#### [EXERCISE]
Copy out all the lines where "this" shows up.

#### [LISTING]
— Begin —
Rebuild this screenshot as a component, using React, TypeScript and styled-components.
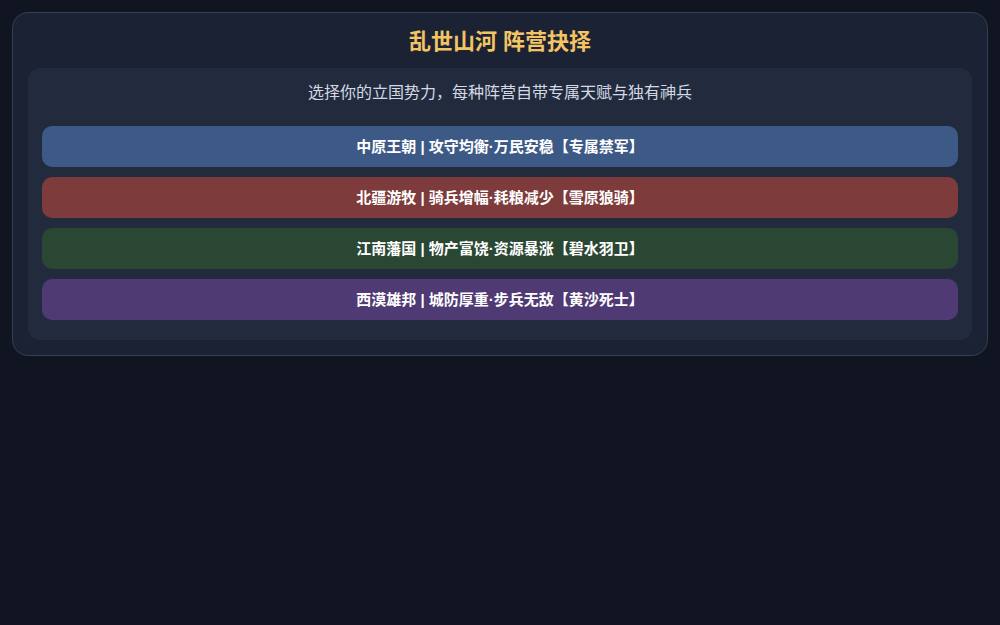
— End —
— Begin —
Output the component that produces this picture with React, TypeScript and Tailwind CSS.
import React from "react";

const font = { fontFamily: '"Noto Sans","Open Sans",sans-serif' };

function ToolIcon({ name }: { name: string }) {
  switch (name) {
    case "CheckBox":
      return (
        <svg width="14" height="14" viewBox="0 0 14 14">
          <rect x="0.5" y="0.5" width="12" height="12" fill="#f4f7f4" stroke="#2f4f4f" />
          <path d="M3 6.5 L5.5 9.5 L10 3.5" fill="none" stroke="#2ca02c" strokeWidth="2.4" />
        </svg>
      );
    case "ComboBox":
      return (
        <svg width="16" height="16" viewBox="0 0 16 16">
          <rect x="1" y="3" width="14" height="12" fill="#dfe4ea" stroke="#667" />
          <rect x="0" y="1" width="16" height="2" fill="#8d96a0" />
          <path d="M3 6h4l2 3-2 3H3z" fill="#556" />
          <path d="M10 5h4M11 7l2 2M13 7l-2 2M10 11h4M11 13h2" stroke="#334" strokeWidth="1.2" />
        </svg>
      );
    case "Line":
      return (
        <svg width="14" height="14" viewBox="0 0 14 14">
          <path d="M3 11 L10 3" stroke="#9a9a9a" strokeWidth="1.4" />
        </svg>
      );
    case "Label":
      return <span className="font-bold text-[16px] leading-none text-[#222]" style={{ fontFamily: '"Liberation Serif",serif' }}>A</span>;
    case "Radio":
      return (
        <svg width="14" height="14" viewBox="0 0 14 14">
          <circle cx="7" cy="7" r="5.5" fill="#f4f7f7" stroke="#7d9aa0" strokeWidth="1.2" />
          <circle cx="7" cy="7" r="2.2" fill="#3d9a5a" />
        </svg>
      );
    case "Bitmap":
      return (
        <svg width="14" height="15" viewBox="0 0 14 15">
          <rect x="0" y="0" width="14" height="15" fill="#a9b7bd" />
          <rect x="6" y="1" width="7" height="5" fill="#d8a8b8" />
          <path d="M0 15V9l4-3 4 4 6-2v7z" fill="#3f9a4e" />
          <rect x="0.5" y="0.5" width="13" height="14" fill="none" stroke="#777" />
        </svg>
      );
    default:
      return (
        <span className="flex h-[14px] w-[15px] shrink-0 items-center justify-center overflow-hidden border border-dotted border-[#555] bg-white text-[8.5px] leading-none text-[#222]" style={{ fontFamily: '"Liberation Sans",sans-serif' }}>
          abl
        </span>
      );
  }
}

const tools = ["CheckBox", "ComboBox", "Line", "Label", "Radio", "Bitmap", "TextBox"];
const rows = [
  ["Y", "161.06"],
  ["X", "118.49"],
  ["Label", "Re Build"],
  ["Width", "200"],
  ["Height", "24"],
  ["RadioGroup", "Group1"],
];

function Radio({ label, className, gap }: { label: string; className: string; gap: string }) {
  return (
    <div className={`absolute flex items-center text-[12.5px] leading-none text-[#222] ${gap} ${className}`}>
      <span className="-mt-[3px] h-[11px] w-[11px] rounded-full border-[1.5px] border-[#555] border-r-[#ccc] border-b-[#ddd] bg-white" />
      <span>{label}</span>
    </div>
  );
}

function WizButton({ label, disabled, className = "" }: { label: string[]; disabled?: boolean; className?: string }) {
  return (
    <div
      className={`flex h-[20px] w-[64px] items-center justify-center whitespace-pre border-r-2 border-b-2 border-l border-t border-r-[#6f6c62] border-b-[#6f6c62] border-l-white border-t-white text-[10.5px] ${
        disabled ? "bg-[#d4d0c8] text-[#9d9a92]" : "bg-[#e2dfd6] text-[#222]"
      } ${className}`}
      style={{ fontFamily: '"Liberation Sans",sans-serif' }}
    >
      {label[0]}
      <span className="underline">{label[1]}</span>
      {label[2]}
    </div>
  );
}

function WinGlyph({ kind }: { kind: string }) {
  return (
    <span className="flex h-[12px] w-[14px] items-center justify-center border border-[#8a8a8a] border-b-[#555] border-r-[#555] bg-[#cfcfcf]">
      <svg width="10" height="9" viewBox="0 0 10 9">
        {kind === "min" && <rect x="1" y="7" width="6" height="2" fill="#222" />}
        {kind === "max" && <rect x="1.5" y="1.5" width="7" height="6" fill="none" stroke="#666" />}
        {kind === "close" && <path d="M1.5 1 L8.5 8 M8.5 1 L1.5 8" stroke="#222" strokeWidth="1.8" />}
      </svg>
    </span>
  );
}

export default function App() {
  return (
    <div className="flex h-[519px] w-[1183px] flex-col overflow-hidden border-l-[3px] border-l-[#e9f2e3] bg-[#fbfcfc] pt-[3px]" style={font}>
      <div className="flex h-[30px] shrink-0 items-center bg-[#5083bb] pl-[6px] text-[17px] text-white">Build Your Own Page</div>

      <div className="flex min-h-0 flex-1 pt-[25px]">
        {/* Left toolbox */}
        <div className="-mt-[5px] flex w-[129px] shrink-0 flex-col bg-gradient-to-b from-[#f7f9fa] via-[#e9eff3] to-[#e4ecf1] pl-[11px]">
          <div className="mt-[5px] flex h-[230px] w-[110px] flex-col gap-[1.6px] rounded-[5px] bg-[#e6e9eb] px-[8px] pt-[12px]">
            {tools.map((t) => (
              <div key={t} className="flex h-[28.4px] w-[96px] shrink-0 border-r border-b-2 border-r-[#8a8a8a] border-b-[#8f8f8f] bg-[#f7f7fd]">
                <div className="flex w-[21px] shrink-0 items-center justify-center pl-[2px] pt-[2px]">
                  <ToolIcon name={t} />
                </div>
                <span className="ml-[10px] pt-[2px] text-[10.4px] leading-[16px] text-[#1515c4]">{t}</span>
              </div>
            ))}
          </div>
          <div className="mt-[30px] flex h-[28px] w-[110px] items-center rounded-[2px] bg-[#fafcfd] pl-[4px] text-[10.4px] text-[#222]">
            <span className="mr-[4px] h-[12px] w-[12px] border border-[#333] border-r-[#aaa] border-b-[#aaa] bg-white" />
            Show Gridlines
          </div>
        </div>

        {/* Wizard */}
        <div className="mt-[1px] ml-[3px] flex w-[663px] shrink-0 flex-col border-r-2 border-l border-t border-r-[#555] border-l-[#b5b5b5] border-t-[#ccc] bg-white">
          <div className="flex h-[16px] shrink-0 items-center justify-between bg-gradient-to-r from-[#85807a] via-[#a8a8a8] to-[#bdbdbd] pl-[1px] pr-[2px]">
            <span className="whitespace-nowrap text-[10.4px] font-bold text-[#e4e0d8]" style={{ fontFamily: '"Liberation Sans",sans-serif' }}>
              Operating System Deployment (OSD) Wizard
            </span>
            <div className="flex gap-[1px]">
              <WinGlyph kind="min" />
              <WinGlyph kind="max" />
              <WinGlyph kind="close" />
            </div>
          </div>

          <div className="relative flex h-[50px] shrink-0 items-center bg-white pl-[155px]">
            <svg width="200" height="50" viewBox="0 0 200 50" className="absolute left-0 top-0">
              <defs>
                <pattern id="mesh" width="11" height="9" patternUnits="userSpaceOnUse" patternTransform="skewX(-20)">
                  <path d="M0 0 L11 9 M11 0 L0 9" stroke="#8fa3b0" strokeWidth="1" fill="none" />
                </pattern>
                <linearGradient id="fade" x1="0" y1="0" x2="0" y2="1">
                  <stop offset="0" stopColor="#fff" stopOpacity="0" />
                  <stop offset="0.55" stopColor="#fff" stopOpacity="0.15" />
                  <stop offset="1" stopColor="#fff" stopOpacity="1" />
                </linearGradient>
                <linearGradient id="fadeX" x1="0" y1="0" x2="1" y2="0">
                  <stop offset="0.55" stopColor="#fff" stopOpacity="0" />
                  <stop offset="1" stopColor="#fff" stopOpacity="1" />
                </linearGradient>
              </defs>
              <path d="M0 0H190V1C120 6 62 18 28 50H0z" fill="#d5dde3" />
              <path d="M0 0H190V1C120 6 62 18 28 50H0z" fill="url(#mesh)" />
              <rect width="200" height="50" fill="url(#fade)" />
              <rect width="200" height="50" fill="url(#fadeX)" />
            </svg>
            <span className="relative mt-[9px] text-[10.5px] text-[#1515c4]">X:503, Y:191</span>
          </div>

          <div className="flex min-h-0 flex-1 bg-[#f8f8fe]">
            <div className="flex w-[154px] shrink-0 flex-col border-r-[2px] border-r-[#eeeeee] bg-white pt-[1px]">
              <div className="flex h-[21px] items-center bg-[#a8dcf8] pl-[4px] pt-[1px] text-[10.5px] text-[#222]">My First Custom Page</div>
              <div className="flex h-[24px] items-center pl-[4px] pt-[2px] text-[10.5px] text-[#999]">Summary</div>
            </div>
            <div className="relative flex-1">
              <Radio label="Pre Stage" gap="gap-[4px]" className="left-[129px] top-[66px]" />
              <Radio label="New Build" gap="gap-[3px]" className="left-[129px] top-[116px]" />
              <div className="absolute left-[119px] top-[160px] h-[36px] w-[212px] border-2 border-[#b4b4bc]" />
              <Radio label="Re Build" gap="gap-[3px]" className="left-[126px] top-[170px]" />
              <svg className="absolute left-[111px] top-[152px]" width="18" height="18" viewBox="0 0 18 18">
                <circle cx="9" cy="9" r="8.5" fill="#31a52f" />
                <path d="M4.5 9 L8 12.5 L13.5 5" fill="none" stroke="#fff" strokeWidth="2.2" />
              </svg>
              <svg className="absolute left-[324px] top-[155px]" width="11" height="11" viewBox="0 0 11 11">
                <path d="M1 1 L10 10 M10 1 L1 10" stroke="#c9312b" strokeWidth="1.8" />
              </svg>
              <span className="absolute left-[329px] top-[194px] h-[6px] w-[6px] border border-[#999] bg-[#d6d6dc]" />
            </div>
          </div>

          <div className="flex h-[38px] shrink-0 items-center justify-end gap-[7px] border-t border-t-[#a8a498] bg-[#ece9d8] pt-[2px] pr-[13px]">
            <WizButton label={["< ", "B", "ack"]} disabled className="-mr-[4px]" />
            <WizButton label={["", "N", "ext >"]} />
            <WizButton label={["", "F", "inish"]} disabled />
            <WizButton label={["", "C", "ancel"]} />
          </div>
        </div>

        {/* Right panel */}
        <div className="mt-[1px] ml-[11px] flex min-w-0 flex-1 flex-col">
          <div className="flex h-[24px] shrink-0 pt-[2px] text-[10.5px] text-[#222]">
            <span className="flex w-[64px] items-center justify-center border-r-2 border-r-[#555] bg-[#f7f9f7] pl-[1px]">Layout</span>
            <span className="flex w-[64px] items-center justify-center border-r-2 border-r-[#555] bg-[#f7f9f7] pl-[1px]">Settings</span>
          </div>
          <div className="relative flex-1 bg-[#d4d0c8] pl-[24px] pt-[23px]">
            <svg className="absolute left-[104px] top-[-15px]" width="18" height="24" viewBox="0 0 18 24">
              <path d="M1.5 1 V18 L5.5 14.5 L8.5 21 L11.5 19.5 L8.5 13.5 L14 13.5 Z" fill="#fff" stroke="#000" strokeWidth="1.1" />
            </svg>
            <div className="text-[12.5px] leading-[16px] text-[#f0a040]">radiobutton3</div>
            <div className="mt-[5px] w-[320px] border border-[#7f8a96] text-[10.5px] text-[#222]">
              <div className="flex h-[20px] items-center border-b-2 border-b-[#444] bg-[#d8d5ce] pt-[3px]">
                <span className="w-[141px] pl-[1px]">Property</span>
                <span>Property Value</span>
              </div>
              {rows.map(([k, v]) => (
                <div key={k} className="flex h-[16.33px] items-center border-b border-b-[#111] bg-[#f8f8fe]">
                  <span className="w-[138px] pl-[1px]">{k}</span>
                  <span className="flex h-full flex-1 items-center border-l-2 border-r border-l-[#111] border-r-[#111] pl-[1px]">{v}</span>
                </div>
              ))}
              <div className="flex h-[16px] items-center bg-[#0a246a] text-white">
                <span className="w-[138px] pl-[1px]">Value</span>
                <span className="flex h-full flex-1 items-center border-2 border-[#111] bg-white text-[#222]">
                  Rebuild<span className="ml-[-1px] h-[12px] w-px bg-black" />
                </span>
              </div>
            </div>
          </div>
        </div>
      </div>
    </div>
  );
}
— End —
#### [EXERCISE RESPONSE]
Rebuild this screenshot as a component, using React, TypeScript and styled-components.
Output the component that produces this picture with React, TypeScript and Tailwind CSS.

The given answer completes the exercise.